Saran Ustadz Adian setidaknya ada tiga. Pertama, kuatkan intelektualisme. Kedua, lakukan dakwah dengan memanfaatkan sarana internet. Ketiga, hadirlah dengan gagasan-gagasan besar untuk Indonesia dan dunia ke depan.
Pemuda Hidayatullah harus mulai menekuni dunia intelektualisme agar visi dan kiprah yang selama ini telah ditorehkan para dai dapat disebarluaskan secara memadai dan bisa dinikmati generasi ke generasi dalam wujud karya-karya tulis, baik berupa artikel, buku, maupun jurnal. Langkah ini sangat penting, guna menjadikan umat semakin cerdas, utamanya terkait apa yang selama ini telah dilakukan oleh Hidayatullah.
Kemudian internet, Pemuda Hidayatullah harus memahami bahwa kategori daerah maju kini tidak lagi hanya bermakna kota, tapi semua tempat yang telah dijangkau oleh internet.

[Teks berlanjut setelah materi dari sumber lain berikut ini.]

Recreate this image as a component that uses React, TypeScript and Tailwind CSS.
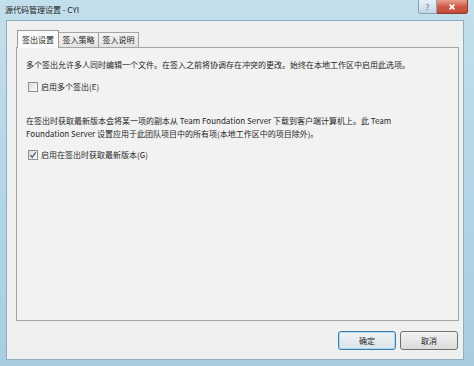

Kalau dahulu orang di kota dianggap maju, sekarang orang di desa, pelosok dan dimanapun maju, selama internet bisa diakses dengan mudah.

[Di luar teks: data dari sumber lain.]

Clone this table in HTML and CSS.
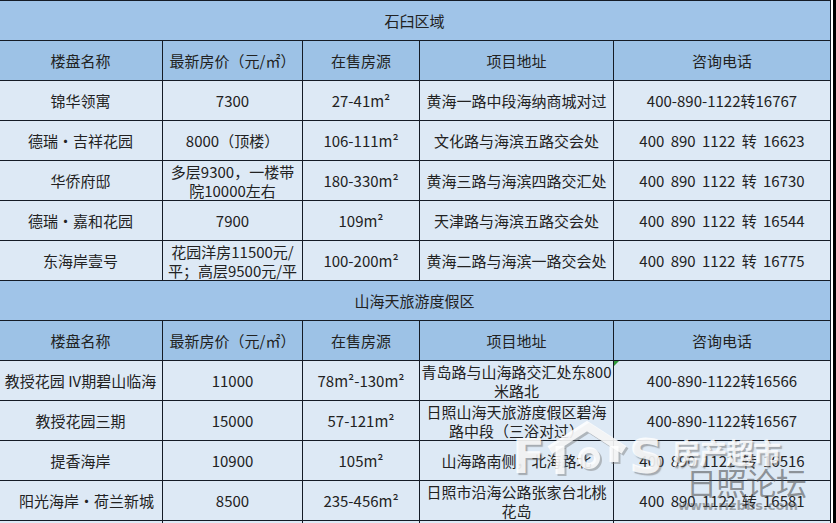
FILE: index.html
```html
<!DOCTYPE html>
<html lang="zh-CN">
<head>
<meta charset="utf-8">
<title>楼盘信息</title>
<link rel="stylesheet" href="styles.css">
</head>
<body>
<div class="page">
  <div class="sheet">
    <div class="t">石臼区域</div>

    <div class="h">楼盘名称</div>
    <div class="h">最新房价（元/㎡）</div>
    <div class="h">在售房源</div>
    <div class="h">项目地址</div>
    <div class="h">咨询电话</div>

    <div class="c">锦华领寓</div>
    <div class="c">7300</div>
    <div class="c">27-41m²</div>
    <div class="c">黄海一路中段海纳商城对过</div>
    <div class="c">400-890-1122转16767</div>

    <div class="c">德瑞・吉祥花园</div>
    <div class="c">8000（顶楼）</div>
    <div class="c">106-111m²</div>
    <div class="c">文化路与海滨五路交会处</div>
    <div class="c ph">400 890 1122 转 16623</div>

    <div class="c">华侨府邸</div>
    <div class="c two">多层9300，一楼带<br>院10000左右</div>
    <div class="c">180-330m²</div>
    <div class="c">黄海三路与海滨四路交汇处</div>
    <div class="c ph">400 890 1122 转 16730</div>

    <div class="c">德瑞・嘉和花园</div>
    <div class="c">7900</div>
    <div class="c">109m²</div>
    <div class="c">天津路与海滨五路交会处</div>
    <div class="c ph">400 890 1122 转 16544</div>

    <div class="c">东海岸壹号</div>
    <div class="c two">花园洋房11500元/<br>平；高层9500元/平</div>
    <div class="c">100-200m²</div>
    <div class="c">黄海二路与海滨一路交会处</div>
    <div class="c ph">400 890 1122 转 16775</div>

    <div class="t">山海天旅游度假区</div>

    <div class="h">楼盘名称</div>
    <div class="h">最新房价（元/㎡）</div>
    <div class="h">在售房源</div>
    <div class="h">项目地址</div>
    <div class="h">咨询电话</div>

    <div class="c">教授花园 IV期碧山临海</div>
    <div class="c">11000</div>
    <div class="c">78m²-130m²</div>
    <div class="c two">青岛路与山海路交汇处东800<br>米路北</div>
    <div class="c mark">400-890-1122转16566</div>

    <div class="c">教授花园三期</div>
    <div class="c">15000</div>
    <div class="c">57-121m²</div>
    <div class="c two">日照山海天旅游度假区碧海<br>路中段（三浴对过）</div>
    <div class="c">400-890-1122转16567</div>

    <div class="c">提香海岸</div>
    <div class="c">10900</div>
    <div class="c">105m²</div>
    <div class="c">山海路南侧，北海路北</div>
    <div class="c ph">400 890 1122 转 16516</div>

    <div class="c shift">阳光海岸・荷兰新城</div>
    <div class="c">8500</div>
    <div class="c">235-456m²</div>
    <div class="c two">日照市沿海公路张家台北桃<br>花岛</div>
    <div class="c ph">400 890 1122 转 16581</div>

    <div class="c"></div>
    <div class="c"></div>
    <div class="c"></div>
    <div class="c"></div>
    <div class="c"></div>
  </div>

  <div class="wm" aria-hidden="true">
    <div class="wm-logo">
      <span class="wm-f">F</span>
      <svg class="wm-house" width="86" height="56" viewBox="0 0 86 56">
        <g fill="none" stroke="rgba(120,120,120,0.45)" transform="translate(2,2)">
          <polyline points="6,30 43,6 80,30" stroke-width="9"/>
          <line x1="16" y1="26" x2="16" y2="54" stroke-width="9"/>
          <circle cx="45" cy="38" r="8" stroke-width="6"/>
          <line x1="70" y1="26" x2="70" y2="42" stroke-width="9"/>
        </g>
        <g fill="none" stroke="rgba(255,255,255,0.85)">
          <polyline points="6,30 43,6 80,30" stroke-width="9"/>
          <line x1="16" y1="26" x2="16" y2="54" stroke-width="9"/>
          <circle cx="45" cy="38" r="8" stroke-width="6"/>
          <line x1="70" y1="26" x2="70" y2="42" stroke-width="9"/>
        </g>
      </svg>
      <span class="wm-s">S</span>
    </div>
    <div class="wm-cn1">房产超市</div>
    <div class="wm-cn2">日照论坛</div>
    <div class="wm-url">www.rizbbs.com</div>
  </div>
</div>
</body>
</html>
```
FILE: styles.css
```css
html, body {
  margin: 0;
  padding: 0;
}

body {
  background: #000;
  overflow: hidden;
  font-family: "Noto Sans CJK SC", "Noto Sans", sans-serif;
  color: #222;
}

.page {
  position: relative;
  width: 835px;
  height: 523px;
  margin-left: -2px;
  background: #fff;
  overflow: hidden;
}

.sheet {
  display: grid;
  grid-template-columns: 164px 140px 117px 194px 217px;
  grid-auto-rows: 40px;
  width: 832px;
  border-top: 1px solid #141b26;
  border-left: 1px solid #141b26;
}

.t,
.h,
.c {
  box-sizing: border-box;
  border-right: 1px solid #141b26;
  border-bottom: 1px solid #141b26;
  display: flex;
  align-items: center;
  justify-content: center;
  text-align: center;
  font-size: 15px;
  line-height: 19px;
  white-space: nowrap;
}

.t {
  grid-column: 1 / -1;
  background: #a0c4e8;
}

.h {
  background: #9dc2e6;
}

.c {
  background: #dde9f5;
}

.c.two {
  padding-top: 1px;
}

.c.shift {
  padding-left: 12px;
}

.c.ph {
  word-spacing: 3px;
}

.c.mark {
  position: relative;
}

.c.mark::before {
  content: "";
  position: absolute;
  left: 0;
  top: 0;
  border-top: 5px solid #2f9a3a;
  border-right: 5px solid transparent;
}

/* watermark overlay */
.wm {
  position: absolute;
  left: 506px;
  top: 415px;
  width: 320px;
  height: 108px;
  pointer-events: none;
}

.wm-logo {
  position: absolute;
  left: 8px;
  top: 5px;
  display: flex;
  align-items: flex-end;
}

.wm-f,
.wm-s {
  font-family: "DejaVu Sans", sans-serif;
  font-weight: bold;
  font-size: 48px;
  line-height: 40px;
  color: rgba(255, 255, 255, 0.85);
  text-shadow: 2px 2px 1px rgba(110, 110, 110, 0.5);
}

.wm-house {
  display: block;
  margin: 0 -1px;
}

.wm-cn1 {
  position: absolute;
  left: 168px;
  top: 22px;
  font-size: 28px;
  line-height: 30px;
  font-weight: bold;
  letter-spacing: -1px;
  color: rgba(255, 255, 255, 0.82);
  text-shadow: 2px 2px 1px rgba(110, 110, 110, 0.5);
}

.wm-cn2 {
  position: absolute;
  left: 182px;
  top: 50px;
  font-size: 31px;
  line-height: 34px;
  letter-spacing: -1px;
  color: rgba(70, 70, 70, 0.55);
}

.wm-url {
  position: absolute;
  left: 174px;
  top: 84px;
  font-family: "DejaVu Sans", sans-serif;
  font-weight: bold;
  font-size: 13px;
  line-height: 14px;
  color: rgba(90, 90, 90, 0.5);
}
```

Bahkan, jika kembali pada visi membangun peradaban Islam, upaya itu juga sangat mungkin diwujudkan di daerah-daerah, yang notabene, asalkan penduduk di desa itu rajin mengakses informasi dan ilmu melalui internet tidak akan banyak bedanya dengan masyarakat kota.
Selanjutnya, Pemuda Hidayatullah mesti hadir dengan gagasan-gagasan besar untuk Indonesia dan dunia. “Pemuda itu dinilai hadir atau terbukti ada eksistensinya hanya apabila punya gagasan dan konsisten dengan gagasannya,” demikian tegas Ustadz Adian.
Meski demikian, penulis buku-buku pemikiran dan peradaban itu berpesan, bahwa metode dakwahnya harus tetap merangkul, jangan memukul.
Dari dialog itu, maka jelas Pemuda Hidayatullah punya tanggungjawab sekaligus tantangan nyata bagaimana menjadikan dakwah kian masif seiring perkembangan teknologi komunikasi dan informasi.
Hadirlah sebagai sosok muda yang haus akan ilmu, tak pernah puas hanya menjadi pintar, tapi harus bisa memberikan manfaat besar, dan konsisten dengan nilai-nilai dan gagasan-gagasan besar yang telah diwariskan para pendiri lembaga.
Adapun konten dakwah maka sudah jelas, fasilitas sudah tersedia, jaringan internet, transportasi yang kian mudah, hingga jaringan yang telah tersedia di seluruh Indonesia, tinggal bagaimana Pemuda Hidayatullah punya gagasan besar.
Idealnya, sosok pemuda tak boleh puas hanya dengan dunia profesionalisme yang menjanjikan materi, tapi mesti tertantang hadir dengan spirit profetik dimana ada rasa keterpanggilan secara serius untuk mendidik umat, membawa umat pada kebaikan, sehingga pada akhirnya nanti Pemuda Hidayatullah dapat memberikan solusi kunci bangsa Indonesia maju dan bermartabat.
Dan, semua itu butuh dua hal setidaknya, yakni kesadaran dan gagasan. Karena tanpa kedua hal itu, pemuda hanyalah usia, bukan eksistensi.
Dalam Bahasa Abdullah Nashih Ulwan pada bukunya Pesan untuk Pemuda Islam kesadaran dan gagasan itu adalah yang dijiwai oleh konsepsi Rabbani yang suci dari rona-rona kebatilan, baik yang datang dari depan maupun dari belakang, yang mengajak umat manusia kembali pada fitrahnya. Allahu a’lam.